After that, my dad worked for Coke as a truck driver.  He also worked at the airport fixing airplanes.  Then eventually he became a local truck driver, which he was for around 40 years, working 80 hours a week.  I have no idea why my dad felt he needed to work that much, I am assuming my mother pushed him to it, so she could stay home with their child (they adopted me back in the late 70's) after a stillbirth/miscarriage.

My father would get up at 4 am or earlier for work, come home at 6pm or later.  I hardly saw him.  When I did, he was drunk most of the time, esp. on the weekends.  Where was this man who pledged his love in love letters, written songs and poems?  Where was this young kid who was a "riot" in Latin class (which is what I learned recently from a yearbook that was given to me by a family member), who made these other kids' lives worth coming to school every single day?  School probably was his ONLY outlet for fun growing up. 

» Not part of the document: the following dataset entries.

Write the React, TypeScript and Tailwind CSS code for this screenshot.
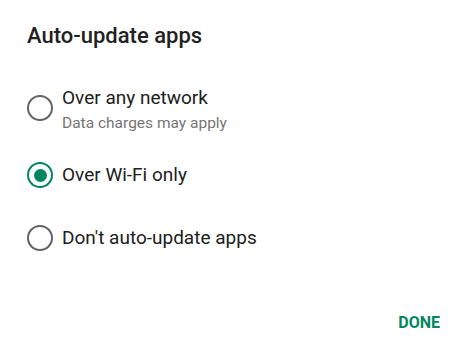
import React from "react";

function Radio({ checked }: { checked?: boolean }) {
  return (
    <div
      className={
        checked
          ? "flex h-[26px] w-[26px] shrink-0 items-center justify-center rounded-full border-[2.5px] border-[#01875f]"
          : "flex h-[26px] w-[26px] shrink-0 items-center justify-center rounded-full border-[2.5px] border-[#646464]"
      }
    >
      {checked && <div className="h-[13px] w-[13px] rounded-full bg-[#01875f]" />}
    </div>
  );
}

export default function App() {
  return (
    <div
      className="flex h-[353px] w-[474px] flex-col bg-white px-[27px] pt-[22px] pb-[20px]"
      style={{ fontFamily: "Roboto, 'Noto Sans', sans-serif" }}
    >
      <div className="text-[22px] leading-[28px] font-medium text-[#212121]">Auto-update apps</div>

      <div className="mt-[36px] flex items-start">
        <div className="mt-[9px]">
          <Radio />
        </div>
        <div className="ml-[9px] flex flex-col">
          <div className="text-[19px] leading-[24px] text-[#202020]">Over any network</div>
          <div className="mt-[3px] text-[15.5px] leading-[20px] text-[#757575]">Data charges may apply</div>
        </div>
      </div>

      <div className="mt-[29px] flex items-center">
        <Radio checked />
        <div className="ml-[9px] text-[19px] leading-[24px] text-[#202020]">Over Wi-Fi only</div>
      </div>

      <div className="mt-[37px] flex items-center">
        <Radio />
        <div className="ml-[9px] text-[19px] leading-[24px] text-[#202020]">Don't auto-update apps</div>
      </div>

      <div className="mt-auto mr-[7px] self-end text-[16px] leading-[20px] font-bold text-[#01875f]">DONE</div>
    </div>
  );
}
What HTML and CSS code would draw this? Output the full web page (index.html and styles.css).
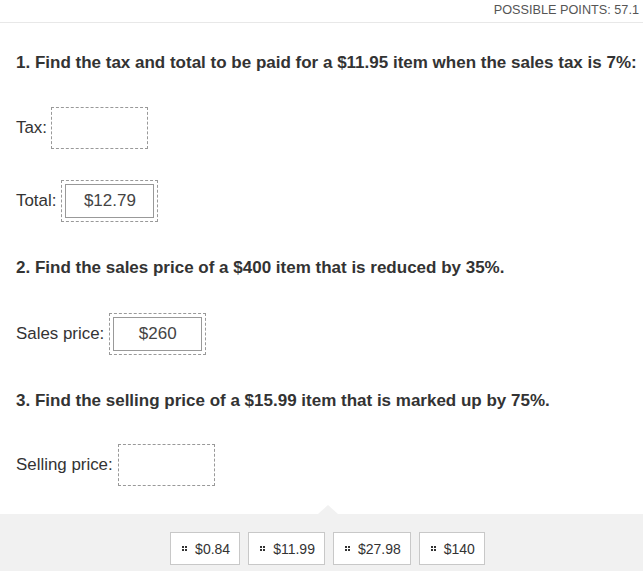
FILE: index.html
```html
<!DOCTYPE html>
<html>
<head>
<meta charset="utf-8">
<link rel="stylesheet" href="styles.css">
</head>
<body>
<div class="header">POSSIBLE POINTS: 57.1</div>
<div class="content">
  <div class="question q1">1. Find the tax and total to be paid for a $11.95 item when the sales tax is 7%:</div>
  <div class="row r-tax"><span class="label">Tax:</span><span class="drop"></span></div>
  <div class="row r-total"><span class="label">Total:</span><span class="drop filled"><span class="inner">$12.79</span></span></div>
  <div class="question q2">2. Find the sales price of a $400 item that is reduced by 35%.</div>
  <div class="row r-sales"><span class="label">Sales price:</span><span class="drop filled"><span class="inner">$260</span></span></div>
  <div class="question q3">3. Find the selling price of a $15.99 item that is marked up by 75%.</div>
  <div class="row r-sell"><span class="label">Selling price:</span><span class="drop"></span></div>
</div>
<div class="tray">
  <div class="chip"><span class="grip"><i></i><i></i><i></i><i></i></span>$0.84</div>
  <div class="chip"><span class="grip"><i></i><i></i><i></i><i></i></span>$11.99</div>
  <div class="chip"><span class="grip"><i></i><i></i><i></i><i></i></span>$27.98</div>
  <div class="chip"><span class="grip"><i></i><i></i><i></i><i></i></span>$140</div>
</div>
</body>
</html>
```
FILE: styles.css
```css
html, body {
  margin: 0;
  padding: 0;
  background: #fff;
  font-family: "Liberation Sans", Arial, sans-serif;
  color: #333;
  height: 571px;
  overflow: hidden;
}
body {
  display: flex;
  flex-direction: column;
}
.header {
  height: 22px;
  line-height: 21px;
  border-bottom: 1px solid #e8e8e8;
  text-align: right;
  padding-right: 4px;
  font-size: 12.7px;
  color: #555;
  white-space: nowrap;
}
.content {
  flex: 1;
  padding-left: 16px;
  display: flex;
  flex-direction: column;
  align-items: flex-start;
}
.question {
  font-size: 17px;
  font-weight: bold;
  line-height: 20px;
  white-space: nowrap;
  color: #333;
}
.q1 { margin-top: 30px; }
.q2 { margin-top: 36px; }
.q3 { margin-top: 36px; }
.row {
  display: flex;
  align-items: center;
  gap: 4px;
  font-size: 16.9px;
  color: #333;
}
.r-tax { margin-top: 34px; }
.r-total { margin-top: 31px; gap: 5px; }
.r-sales { margin-top: 35px; gap: 5px; }
.r-sell { margin-top: 33px; gap: 5px; }
.drop {
  box-sizing: border-box;
  width: 97px;
  height: 42px;
  border: 1px dashed #999;
  display: flex;
  padding: 3px;
}
.inner {
  flex: 1;
  border: 1px solid #999;
  display: flex;
  align-items: center;
  justify-content: center;
  font-size: 17px;
  color: #444;
}
.tray {
  position: relative;
  height: 57px;
  background: #f1f1f1;
  display: flex;
  justify-content: center;
  align-items: flex-start;
  gap: 8px;
  padding-top: 18px;
  padding-left: 12px;
  box-sizing: border-box;
}
.tray::before {
  content: "";
  position: absolute;
  top: -9px;
  left: 318px;
  border-left: 10px solid transparent;
  border-right: 10px solid transparent;
  border-bottom: 9px solid #f1f1f1;
}
.chip {
  box-sizing: border-box;
  height: 33px;
  background: #fff;
  border: 1px solid #c8c8c8;
  display: flex;
  align-items: center;
  padding: 0 9px 0 11px;
  font-size: 14px;
  color: #333;
}
.grip {
  display: grid;
  grid-template-columns: 2px 2px;
  grid-template-rows: 2px 2px;
  gap: 1px;
  margin-right: 8px;
}
.grip i {
  display: block;
  background: #333;
}
```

A happy, go lucky kid, could have stayed a happy go lucky adult, had he only found the right woman to be with.  A non-abusive woman who loved him more than she loved herself.  Instead, he married a woman who ONLY loved herself (or actually, she loved nobody, not even herself).  In every aspect of the idea except literally, he married his mother.


I imagine what his life would had been like had he just been with another woman.  He could have kept up with his music (he was a wonderful and talented musician, who, when I was growing up, only played when he was wasted, BUT was in a very popular band in high school, and was friends with a very globally popular band at that time-before they were famous), and he could have had a job he loved.  He could had been happy.  He may have never started drinking (he grew up from age 17 on being around my mother's Swedish family who drank like they were Irish, so it was all he saw--deal with your problems by drinking them away!).  He may still had gotten stomach cancer (though I doubt it, as I really blame the drinking that caused his acid reflux which in return, caused his cancer), but at least he have died with less regret.  Sure, he'd still have regret, we all do, but he beat my mother regularly when drunk and mentally tormented me and I can't say you'd have much more regret than that, other than murdering people.  He wasted his life, and he knew it, which caused him to have copious amounts of depression his entire adult life.  Being drunk was the ONLY way to combat that and feel semi-normal.

On the flipside, we could say that he may still have had depression....he may still had found his way to the beer can, and he may still have been abusive to a good woman, rather than to a woman who was more abusive right back to him.  So who knows?

But I still feel for him.  And I still can't imagine the things I don't know about (like what else went on in his life that I don't know about).  I know he didn't deserve this life.  He deserved better.  Not that abusing us was okay, it wasn't.  But I can see the pattern that caused it.  And he didn't deserve to subjected to that way of life and biology that caused him to be who and what he was.

I am going to look up his family.  Check out his adoption records, find his brothers and sisters.  I want to know my dad.  Even the parts of him he never knew.  He was never okay with being adopted, but I am.  And I am okay with him.  We are okay.  He's been dead 15 years (it feels like 5 at times, and other times it feels like forever, another lifetime ago) and now I think I'd like to look up his family and know where he came from.  Maybe I'll find answers to why he was the way he was?  Maybe I won't.  Doesn't matter.  To know is to understand and I am more about understanding people than to hate them.

One day I'll look to understand my mother.  But for now, I'll start with my dad.  And that's enough.


So, had my father escaped the abuse?  I would have never known him.  My kids would not be alive today.  So I have a lot to thank his existence for.  But it's still not fair.  The only fair thing is that he existed at all.  Because of him, I am who I am today.  Some good.  Some bad.  But aren't we all?